Interface markup and scripts:
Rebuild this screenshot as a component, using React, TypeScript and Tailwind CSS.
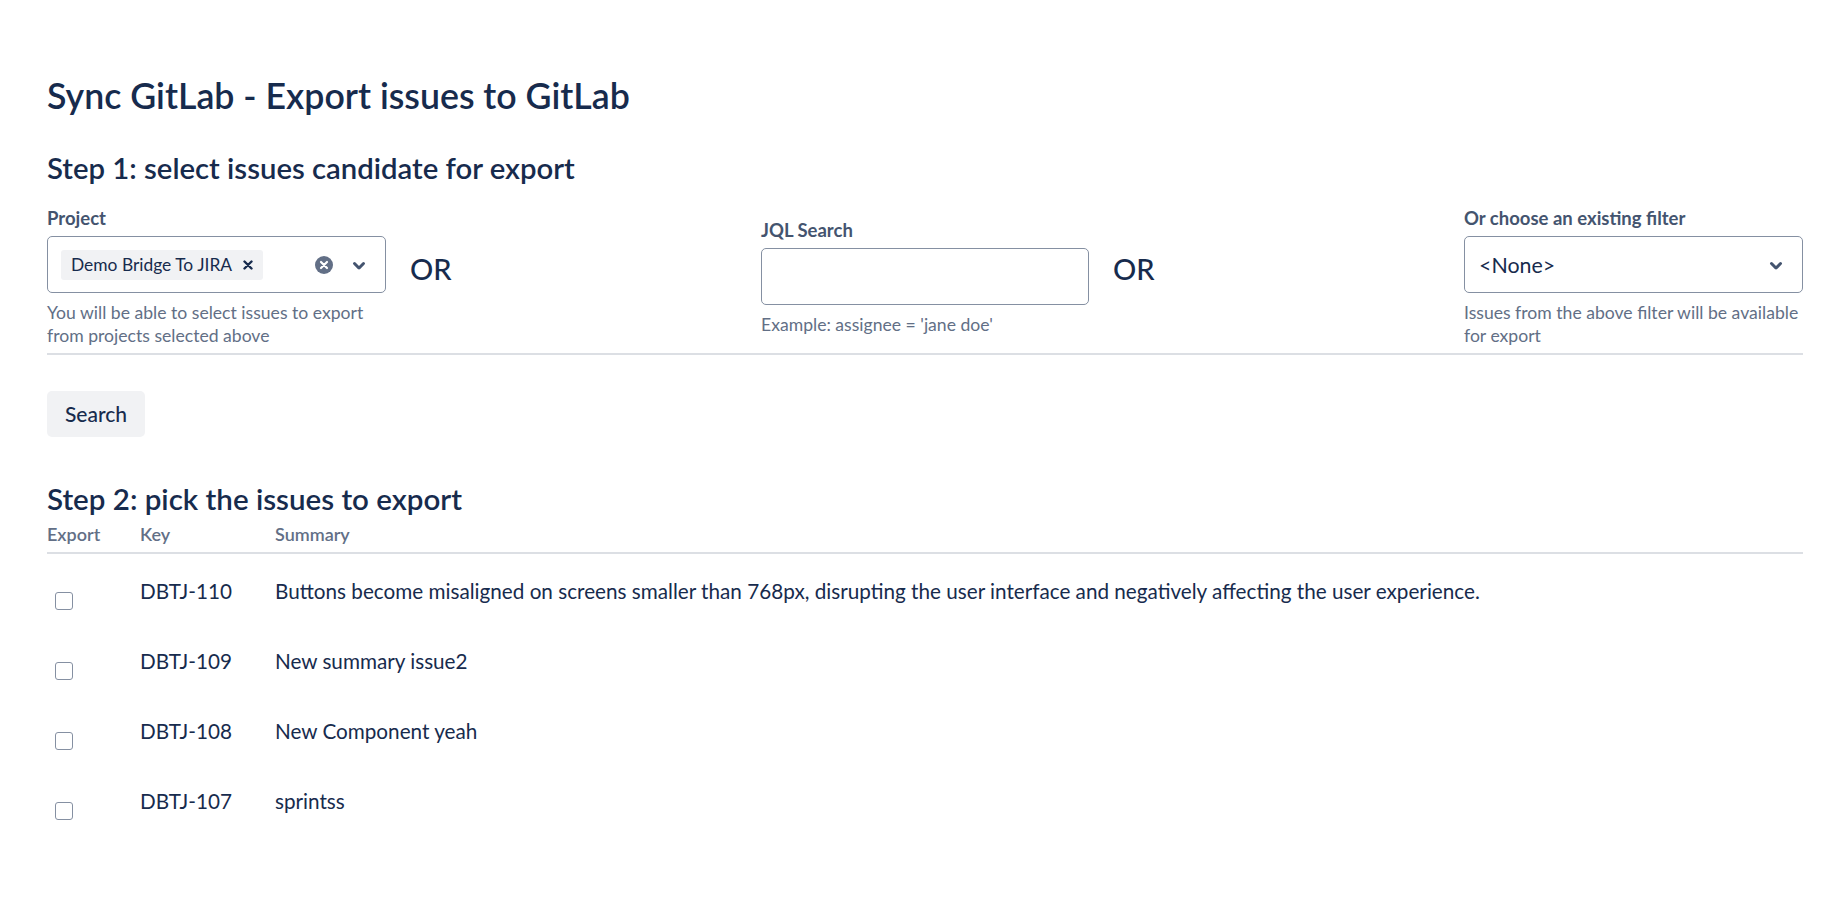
import React from "react";

type Issue = { key: string; summary: string };

const ISSUES: Issue[] = [
  {
    key: "DBTJ-110",
    summary:
      "Buttons become misaligned on screens smaller than 768px, disrupting the user interface and negatively affecting the user experience.",
  },
  { key: "DBTJ-109", summary: "New summary issue2" },
  { key: "DBTJ-108", summary: "New Component yeah" },
  { key: "DBTJ-107", summary: "sprintss" },
];

function ChevronDown() {
  return (
    <svg width="36" height="36" viewBox="0 0 24 24" className="shrink-0">
      <path
        fill="#44546f"
        d="M8.292 10.293a1.009 1.009 0 0 0 0 1.419l2.939 2.965c.218.215.5.322.779.322s.556-.107.769-.322l2.93-2.955a1.01 1.01 0 0 0 0-1.419.987.987 0 0 0-1.406 0l-2.298 2.317-2.307-2.327a.99.99 0 0 0-1.406 0z"
      />
    </svg>
  );
}

function ClearIcon() {
  return (
    <svg width="18" height="18" viewBox="0 0 18 18" className="shrink-0">
      <circle cx="9" cy="9" r="9" fill="#626f86" />
      <path
        d="M6 6l6 6M12 6l-6 6"
        stroke="#ffffff"
        strokeWidth="2.2"
        strokeLinecap="round"
      />
    </svg>
  );
}

function SmallCross() {
  return (
    <svg width="10" height="10" viewBox="0 0 10 10" className="shrink-0">
      <path
        d="M1.5 1.5l7 7M8.5 1.5l-7 7"
        stroke="#172b4d"
        strokeWidth="2.4"
        strokeLinecap="round"
      />
    </svg>
  );
}

function Or() {
  return (
    <div className="pb-[17px] text-[29px] leading-[36px] font-medium text-[#172b4d]">
      OR
    </div>
  );
}

export default function App() {
  return (
    <div className="min-h-screen bg-white pl-[47px] pr-[37px] pt-[76px] font-['Lato',sans-serif] text-[#172b4d]">
      <h1 className="text-[35.7px] leading-[40px] font-semibold">
        Sync GitLab - Export issues to GitLab
      </h1>

      <h2 className="mt-[36px] text-[29.3px] leading-[32px] font-semibold">
        Step 1: select issues candidate for export
      </h2>

      {/* search criteria */}
      <div className="mt-[24px] flex items-center justify-between border-b-2 border-[#dcdfe4] pb-[6px]">
        <div className="flex items-center gap-[24px]">
          <div className="flex flex-col">
            <label className="mb-[8px] text-[18.5px] leading-[20px] font-bold text-[#44546f]">
              Project
            </label>
            <div className="flex h-[57px] w-[339px] items-center rounded-[5px] border border-[#8590a2] pl-[13px] pr-[8px]">
              <div className="flex h-[30px] items-center gap-[11px] rounded-[3px] bg-[#f1f2f4] pl-[10px] pr-[10px]">
                <span className="text-[17.4px] leading-[22px]">Demo Bridge To JIRA</span>
                <SmallCross />
              </div>
              <div className="flex-1" />
              <ClearIcon />
              <div className="ml-[8px]">
                <ChevronDown />
              </div>
            </div>
            <p className="mt-[8px] w-[339px] text-[17.6px] leading-[23px] text-[#626f86]">
              You will be able to select issues to export from projects selected above
            </p>
          </div>
          <Or />
        </div>

        <div className="flex items-center gap-[24px]">
          <div className="flex flex-col">
            <label className="mb-[8px] text-[18.5px] leading-[20px] font-bold text-[#44546f]">
              JQL Search
            </label>
            <input
              type="text"
              className="h-[57px] w-[328px] rounded-[5px] border border-[#8590a2] px-[14px] text-[20px] outline-none"
            />
            <p className="mt-[8px] text-[17.6px] leading-[23px] text-[#626f86]">
              Example: assignee = 'jane doe'
            </p>
          </div>
          <Or />
        </div>

        <div className="flex w-[339px] flex-col">
          <label className="mb-[8px] text-[18.5px] leading-[20px] font-bold text-[#44546f]">
            Or choose an existing filter
          </label>
          <div className="flex h-[57px] items-center justify-between rounded-[5px] border border-[#8590a2] pl-[14px] pr-[8px]">
            <span className="text-[21.4px] leading-[24px]">&lt;None&gt;</span>
            <ChevronDown />
          </div>
          <p className="mt-[8px] text-[17.6px] leading-[23px] text-[#626f86]">
            Issues from the above filter will be available for export
          </p>
        </div>
      </div>

      <button className="mt-[36px] flex h-[46px] items-center rounded-[5px] bg-[#f1f2f4] px-[18px] text-[21px] font-medium text-[#172b4d]">
        Search
      </button>

      <h2 className="mt-[46px] text-[29.5px] leading-[32px] font-semibold">
        Step 2: pick the issues to export
      </h2>

      {/* issues table */}
      <div className="mt-[8px]">
        <div className="flex border-b-2 border-[#dcdfe4] pb-[7px] text-[18px] leading-[22px] font-semibold text-[#626f86]">
          <div className="w-[93px]">Export</div>
          <div className="w-[135px]">Key</div>
          <div>Summary</div>
        </div>
        {ISSUES.map((issue) => (
          <div key={issue.key} className="flex h-[70px] items-start pt-[23px] text-[20.7px] leading-[28px]">
            <div className="w-[93px] pl-[8px]">
              <div className="mt-[15px] h-[18px] w-[18px] rounded-[3px] border-[1.5px] border-[#8590a2] bg-white" />
            </div>
            <div className="w-[135px]">{issue.key}</div>
            <div>{issue.summary}</div>
          </div>
        ))}
      </div>
    </div>
  );
}
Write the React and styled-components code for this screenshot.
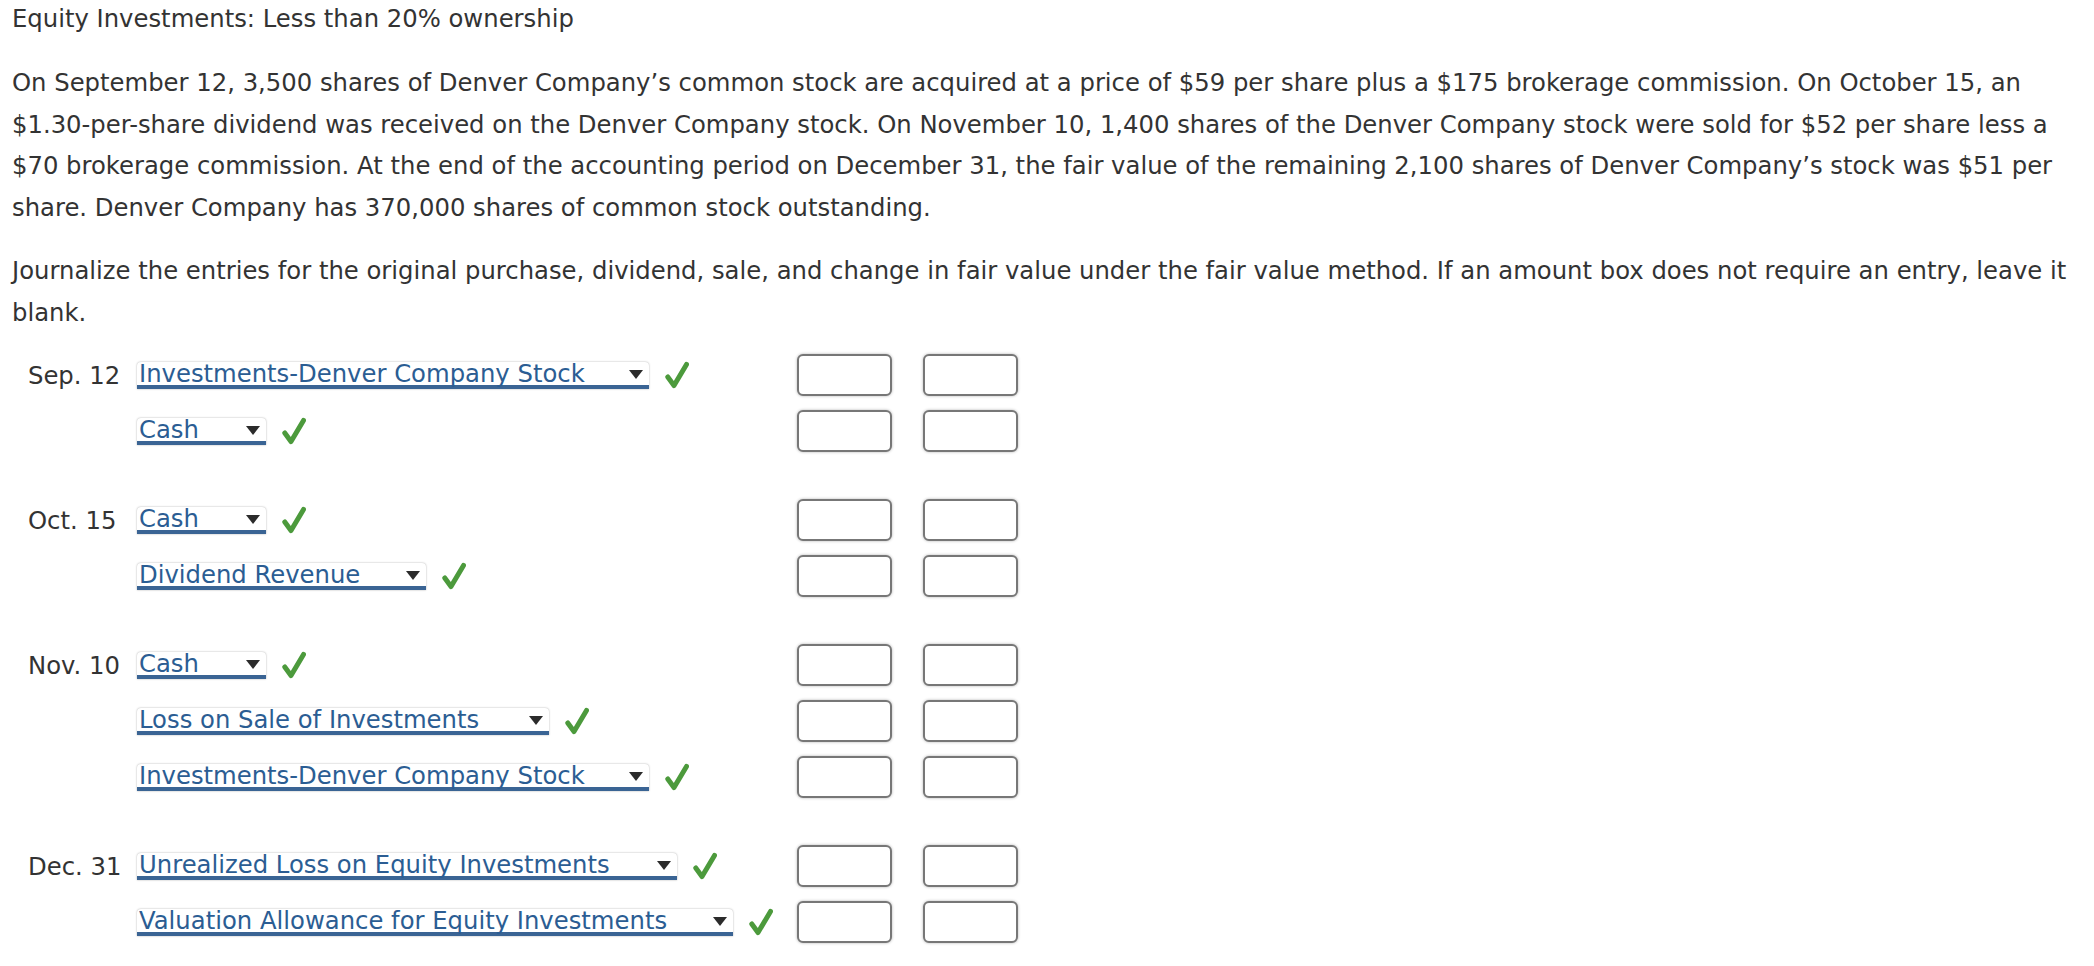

* WRITTEN PROBLEM
The pictures should not appear in the copy; every other part of the records above must be returned exactly.

* EXERCISE SOLUTION
Rebuild this screenshot as a component, using React, TypeScript and Tailwind CSS.
import React from "react";

type Issue = { key: string; summary: string };

const ISSUES: Issue[] = [
  {
    key: "DBTJ-110",
    summary:
      "Buttons become misaligned on screens smaller than 768px, disrupting the user interface and negatively affecting the user experience.",
  },
  { key: "DBTJ-109", summary: "New summary issue2" },
  { key: "DBTJ-108", summary: "New Component yeah" },
  { key: "DBTJ-107", summary: "sprintss" },
];

function ChevronDown() {
  return (
    <svg width="36" height="36" viewBox="0 0 24 24" className="shrink-0">
      <path
        fill="#44546f"
        d="M8.292 10.293a1.009 1.009 0 0 0 0 1.419l2.939 2.965c.218.215.5.322.779.322s.556-.107.769-.322l2.93-2.955a1.01 1.01 0 0 0 0-1.419.987.987 0 0 0-1.406 0l-2.298 2.317-2.307-2.327a.99.99 0 0 0-1.406 0z"
      />
    </svg>
  );
}

function ClearIcon() {
  return (
    <svg width="18" height="18" viewBox="0 0 18 18" className="shrink-0">
      <circle cx="9" cy="9" r="9" fill="#626f86" />
      <path
        d="M6 6l6 6M12 6l-6 6"
        stroke="#ffffff"
        strokeWidth="2.2"
        strokeLinecap="round"
      />
    </svg>
  );
}

function SmallCross() {
  return (
    <svg width="10" height="10" viewBox="0 0 10 10" className="shrink-0">
      <path
        d="M1.5 1.5l7 7M8.5 1.5l-7 7"
        stroke="#172b4d"
        strokeWidth="2.4"
        strokeLinecap="round"
      />
    </svg>
  );
}

function Or() {
  return (
    <div className="pb-[17px] text-[29px] leading-[36px] font-medium text-[#172b4d]">
      OR
    </div>
  );
}

export default function App() {
  return (
    <div className="min-h-screen bg-white pl-[47px] pr-[37px] pt-[76px] font-['Lato',sans-serif] text-[#172b4d]">
      <h1 className="text-[35.7px] leading-[40px] font-semibold">
        Sync GitLab - Export issues to GitLab
      </h1>

      <h2 className="mt-[36px] text-[29.3px] leading-[32px] font-semibold">
        Step 1: select issues candidate for export
      </h2>

      {/* search criteria */}
      <div className="mt-[24px] flex items-center justify-between border-b-2 border-[#dcdfe4] pb-[6px]">
        <div className="flex items-center gap-[24px]">
          <div className="flex flex-col">
            <label className="mb-[8px] text-[18.5px] leading-[20px] font-bold text-[#44546f]">
              Project
            </label>
            <div className="flex h-[57px] w-[339px] items-center rounded-[5px] border border-[#8590a2] pl-[13px] pr-[8px]">
              <div className="flex h-[30px] items-center gap-[11px] rounded-[3px] bg-[#f1f2f4] pl-[10px] pr-[10px]">
                <span className="text-[17.4px] leading-[22px]">Demo Bridge To JIRA</span>
                <SmallCross />
              </div>
              <div className="flex-1" />
              <ClearIcon />
              <div className="ml-[8px]">
                <ChevronDown />
              </div>
            </div>
            <p className="mt-[8px] w-[339px] text-[17.6px] leading-[23px] text-[#626f86]">
              You will be able to select issues to export from projects selected above
            </p>
          </div>
          <Or />
        </div>

        <div className="flex items-center gap-[24px]">
          <div className="flex flex-col">
            <label className="mb-[8px] text-[18.5px] leading-[20px] font-bold text-[#44546f]">
              JQL Search
            </label>
            <input
              type="text"
              className="h-[57px] w-[328px] rounded-[5px] border border-[#8590a2] px-[14px] text-[20px] outline-none"
            />
            <p className="mt-[8px] text-[17.6px] leading-[23px] text-[#626f86]">
              Example: assignee = 'jane doe'
            </p>
          </div>
          <Or />
        </div>

        <div className="flex w-[339px] flex-col">
          <label className="mb-[8px] text-[18.5px] leading-[20px] font-bold text-[#44546f]">
            Or choose an existing filter
          </label>
          <div className="flex h-[57px] items-center justify-between rounded-[5px] border border-[#8590a2] pl-[14px] pr-[8px]">
            <span className="text-[21.4px] leading-[24px]">&lt;None&gt;</span>
            <ChevronDown />
          </div>
          <p className="mt-[8px] text-[17.6px] leading-[23px] text-[#626f86]">
            Issues from the above filter will be available for export
          </p>
        </div>
      </div>

      <button className="mt-[36px] flex h-[46px] items-center rounded-[5px] bg-[#f1f2f4] px-[18px] text-[21px] font-medium text-[#172b4d]">
        Search
      </button>

      <h2 className="mt-[46px] text-[29.5px] leading-[32px] font-semibold">
        Step 2: pick the issues to export
      </h2>

      {/* issues table */}
      <div className="mt-[8px]">
        <div className="flex border-b-2 border-[#dcdfe4] pb-[7px] text-[18px] leading-[22px] font-semibold text-[#626f86]">
          <div className="w-[93px]">Export</div>
          <div className="w-[135px]">Key</div>
          <div>Summary</div>
        </div>
        {ISSUES.map((issue) => (
          <div key={issue.key} className="flex h-[70px] items-start pt-[23px] text-[20.7px] leading-[28px]">
            <div className="w-[93px] pl-[8px]">
              <div className="mt-[15px] h-[18px] w-[18px] rounded-[3px] border-[1.5px] border-[#8590a2] bg-white" />
            </div>
            <div className="w-[135px]">{issue.key}</div>
            <div>{issue.summary}</div>
          </div>
        ))}
      </div>
    </div>
  );
}
Write the React and styled-components code for this screenshot.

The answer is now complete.